> _Source material_:
+-------+
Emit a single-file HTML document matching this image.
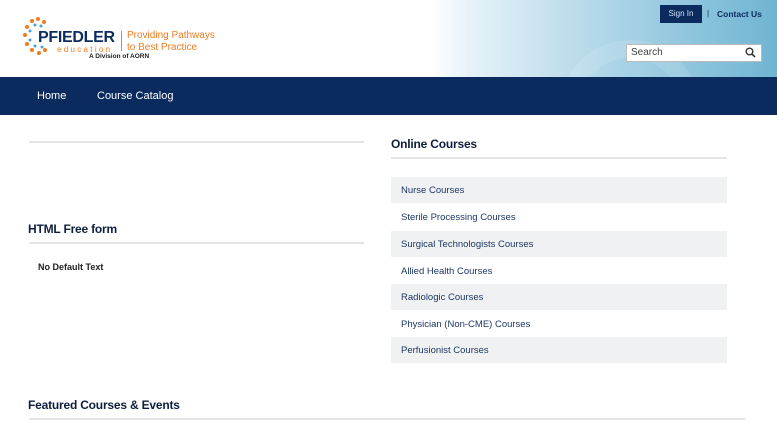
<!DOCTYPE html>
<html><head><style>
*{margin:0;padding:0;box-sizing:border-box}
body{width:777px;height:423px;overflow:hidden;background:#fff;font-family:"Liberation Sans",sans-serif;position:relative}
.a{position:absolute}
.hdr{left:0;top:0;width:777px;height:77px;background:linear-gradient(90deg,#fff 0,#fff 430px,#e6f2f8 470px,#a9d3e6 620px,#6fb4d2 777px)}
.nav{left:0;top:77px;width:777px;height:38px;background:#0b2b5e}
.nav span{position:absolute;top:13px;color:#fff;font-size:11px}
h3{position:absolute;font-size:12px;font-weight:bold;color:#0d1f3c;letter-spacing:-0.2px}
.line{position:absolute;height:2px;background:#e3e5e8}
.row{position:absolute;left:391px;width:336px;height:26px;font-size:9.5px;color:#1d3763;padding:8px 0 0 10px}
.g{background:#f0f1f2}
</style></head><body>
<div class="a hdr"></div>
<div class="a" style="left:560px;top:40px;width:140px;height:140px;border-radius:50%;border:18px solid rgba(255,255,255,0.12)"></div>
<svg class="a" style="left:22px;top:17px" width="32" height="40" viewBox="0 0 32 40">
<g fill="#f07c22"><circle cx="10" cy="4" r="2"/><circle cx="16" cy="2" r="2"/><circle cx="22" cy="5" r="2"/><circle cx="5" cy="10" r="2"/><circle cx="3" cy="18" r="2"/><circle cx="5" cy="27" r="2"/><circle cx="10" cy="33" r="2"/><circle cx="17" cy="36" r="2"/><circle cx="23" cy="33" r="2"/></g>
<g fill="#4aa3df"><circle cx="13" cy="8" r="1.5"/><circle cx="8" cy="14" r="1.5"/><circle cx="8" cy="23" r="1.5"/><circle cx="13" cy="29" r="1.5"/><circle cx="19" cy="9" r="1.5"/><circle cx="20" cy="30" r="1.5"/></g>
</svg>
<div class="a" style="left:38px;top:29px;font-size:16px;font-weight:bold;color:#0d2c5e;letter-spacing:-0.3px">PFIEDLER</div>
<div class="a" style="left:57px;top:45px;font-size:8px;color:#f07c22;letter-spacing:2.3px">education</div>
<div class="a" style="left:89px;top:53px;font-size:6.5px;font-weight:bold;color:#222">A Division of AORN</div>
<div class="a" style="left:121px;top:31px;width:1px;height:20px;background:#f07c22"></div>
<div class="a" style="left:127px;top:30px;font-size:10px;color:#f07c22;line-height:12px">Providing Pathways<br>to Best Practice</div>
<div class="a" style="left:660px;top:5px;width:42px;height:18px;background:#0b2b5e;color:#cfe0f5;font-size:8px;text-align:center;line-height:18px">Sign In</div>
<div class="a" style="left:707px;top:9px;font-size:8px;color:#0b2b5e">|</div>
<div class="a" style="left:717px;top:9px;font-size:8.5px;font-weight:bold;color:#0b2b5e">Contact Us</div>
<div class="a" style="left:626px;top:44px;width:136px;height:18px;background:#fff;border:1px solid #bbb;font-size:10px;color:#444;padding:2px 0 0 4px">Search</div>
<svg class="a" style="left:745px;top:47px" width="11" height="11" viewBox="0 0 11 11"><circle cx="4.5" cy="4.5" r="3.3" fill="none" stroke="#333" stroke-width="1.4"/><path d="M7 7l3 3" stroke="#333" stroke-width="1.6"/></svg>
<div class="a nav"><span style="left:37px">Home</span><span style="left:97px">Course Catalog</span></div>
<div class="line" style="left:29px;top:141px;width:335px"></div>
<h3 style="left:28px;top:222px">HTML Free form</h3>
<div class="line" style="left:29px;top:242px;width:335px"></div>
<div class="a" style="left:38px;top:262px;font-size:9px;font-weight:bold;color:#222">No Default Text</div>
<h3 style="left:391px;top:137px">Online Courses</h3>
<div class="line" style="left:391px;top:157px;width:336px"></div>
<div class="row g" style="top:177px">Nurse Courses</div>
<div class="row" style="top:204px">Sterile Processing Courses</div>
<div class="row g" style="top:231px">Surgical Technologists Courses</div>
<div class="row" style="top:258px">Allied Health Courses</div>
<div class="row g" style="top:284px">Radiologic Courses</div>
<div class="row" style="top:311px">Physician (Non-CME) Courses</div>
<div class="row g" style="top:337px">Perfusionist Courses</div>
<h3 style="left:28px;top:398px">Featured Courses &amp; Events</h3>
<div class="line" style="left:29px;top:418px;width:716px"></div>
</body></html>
+-------+
Pictures excluded, quote all the data above exactly.

Emit a single-file HTML document matching this image.
<!DOCTYPE html>
<html><head><style>
*{margin:0;padding:0;box-sizing:border-box}
body{width:777px;height:423px;overflow:hidden;background:#fff;font-family:"Liberation Sans",sans-serif;position:relative}
.a{position:absolute}
.hdr{left:0;top:0;width:777px;height:77px;background:linear-gradient(90deg,#fff 0,#fff 430px,#e6f2f8 470px,#a9d3e6 620px,#6fb4d2 777px)}
.nav{left:0;top:77px;width:777px;height:38px;background:#0b2b5e}
.nav span{position:absolute;top:13px;color:#fff;font-size:11px}
h3{position:absolute;font-size:12px;font-weight:bold;color:#0d1f3c;letter-spacing:-0.2px}
.line{position:absolute;height:2px;background:#e3e5e8}
.row{position:absolute;left:391px;width:336px;height:26px;font-size:9.5px;color:#1d3763;padding:8px 0 0 10px}
.g{background:#f0f1f2}
</style></head><body>
<div class="a hdr"></div>
<div class="a" style="left:560px;top:40px;width:140px;height:140px;border-radius:50%;border:18px solid rgba(255,255,255,0.12)"></div>
<svg class="a" style="left:22px;top:17px" width="32" height="40" viewBox="0 0 32 40">
<g fill="#f07c22"><circle cx="10" cy="4" r="2"/><circle cx="16" cy="2" r="2"/><circle cx="22" cy="5" r="2"/><circle cx="5" cy="10" r="2"/><circle cx="3" cy="18" r="2"/><circle cx="5" cy="27" r="2"/><circle cx="10" cy="33" r="2"/><circle cx="17" cy="36" r="2"/><circle cx="23" cy="33" r="2"/></g>
<g fill="#4aa3df"><circle cx="13" cy="8" r="1.5"/><circle cx="8" cy="14" r="1.5"/><circle cx="8" cy="23" r="1.5"/><circle cx="13" cy="29" r="1.5"/><circle cx="19" cy="9" r="1.5"/><circle cx="20" cy="30" r="1.5"/></g>
</svg>
<div class="a" style="left:38px;top:29px;font-size:16px;font-weight:bold;color:#0d2c5e;letter-spacing:-0.3px">PFIEDLER</div>
<div class="a" style="left:57px;top:45px;font-size:8px;color:#f07c22;letter-spacing:2.3px">education</div>
<div class="a" style="left:89px;top:53px;font-size:6.5px;font-weight:bold;color:#222">A Division of AORN</div>
<div class="a" style="left:121px;top:31px;width:1px;height:20px;background:#f07c22"></div>
<div class="a" style="left:127px;top:30px;font-size:10px;color:#f07c22;line-height:12px">Providing Pathways<br>to Best Practice</div>
<div class="a" style="left:660px;top:5px;width:42px;height:18px;background:#0b2b5e;color:#cfe0f5;font-size:8px;text-align:center;line-height:18px">Sign In</div>
<div class="a" style="left:707px;top:9px;font-size:8px;color:#0b2b5e">|</div>
<div class="a" style="left:717px;top:9px;font-size:8.5px;font-weight:bold;color:#0b2b5e">Contact Us</div>
<div class="a" style="left:626px;top:44px;width:136px;height:18px;background:#fff;border:1px solid #bbb;font-size:10px;color:#444;padding:2px 0 0 4px">Search</div>
<svg class="a" style="left:745px;top:47px" width="11" height="11" viewBox="0 0 11 11"><circle cx="4.5" cy="4.5" r="3.3" fill="none" stroke="#333" stroke-width="1.4"/><path d="M7 7l3 3" stroke="#333" stroke-width="1.6"/></svg>
<div class="a nav"><span style="left:37px">Home</span><span style="left:97px">Course Catalog</span></div>
<div class="line" style="left:29px;top:141px;width:335px"></div>
<h3 style="left:28px;top:222px">HTML Free form</h3>
<div class="line" style="left:29px;top:242px;width:335px"></div>
<div class="a" style="left:38px;top:262px;font-size:9px;font-weight:bold;color:#222">No Default Text</div>
<h3 style="left:391px;top:137px">Online Courses</h3>
<div class="line" style="left:391px;top:157px;width:336px"></div>
<div class="row g" style="top:177px">Nurse Courses</div>
<div class="row" style="top:204px">Sterile Processing Courses</div>
<div class="row g" style="top:231px">Surgical Technologists Courses</div>
<div class="row" style="top:258px">Allied Health Courses</div>
<div class="row g" style="top:284px">Radiologic Courses</div>
<div class="row" style="top:311px">Physician (Non-CME) Courses</div>
<div class="row g" style="top:337px">Perfusionist Courses</div>
<h3 style="left:28px;top:398px">Featured Courses &amp; Events</h3>
<div class="line" style="left:29px;top:418px;width:716px"></div>
</body></html>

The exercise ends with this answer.